Energetics and variability of semidiurnal internal tides across the East China Sea shelf: Local generation versus remote forcing

Internal tides (ITs) represent a crucial energy source driving turbulent mixing in stratified oceans. The East China Sea (ECS) continental margin is a major IT generation hotspot, yet IT variability across its broad shelf remains poorly constrained. Using high-resolution modeling with realistic forcing, we investigate semidiurnal IT energetics and variability in the ECS. Results show strong seasonality with peak IT activity in summer, primarily driven by stratification changes. Two distinct mechanisms contribute to the on-shelf ITs: (1) local generation at isolated topographic features and (2) onshore propagation from the ECS shelf break. Analysis demonstrates that local generation dominates the IT energy budget across the ECS shelf (1.32 GW integrated over depths shallower than 200 m), particularly at the prominent topographic rises including the Changjiang Estuary area and middle-shelf seamounts.

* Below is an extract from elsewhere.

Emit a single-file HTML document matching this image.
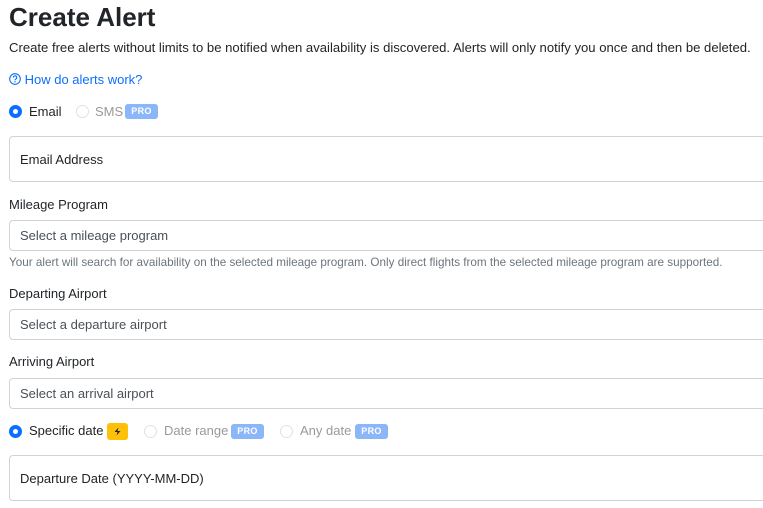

Although the onshore-propagating IT energy fluxes from this region contribute relatively little to the total shelf energy budget, the shoreward IT propagation seriously regulate the local IT dynamics, especially in the outer shelf regions (100 – 200 m depth range). It has generated a pronounced cross-isobath asymmetry in IT energy transport, with onshore fluxes surpassing offshore fluxes by a factor of 2.3 at the 200-m isobath (0.25 GW vs. 0.11 GW) and 1.9 at the 100-m isobath (19.22 MW vs. 10.04 MW). These onshore energy fluxes, regulated by both shelf-break generation intensity and topographic criticality, peak northeast of Taiwan Island and along the northern ECS shelf break. These fluxes play a substantial role in modulating on-shelf IT variability in adjacent areas.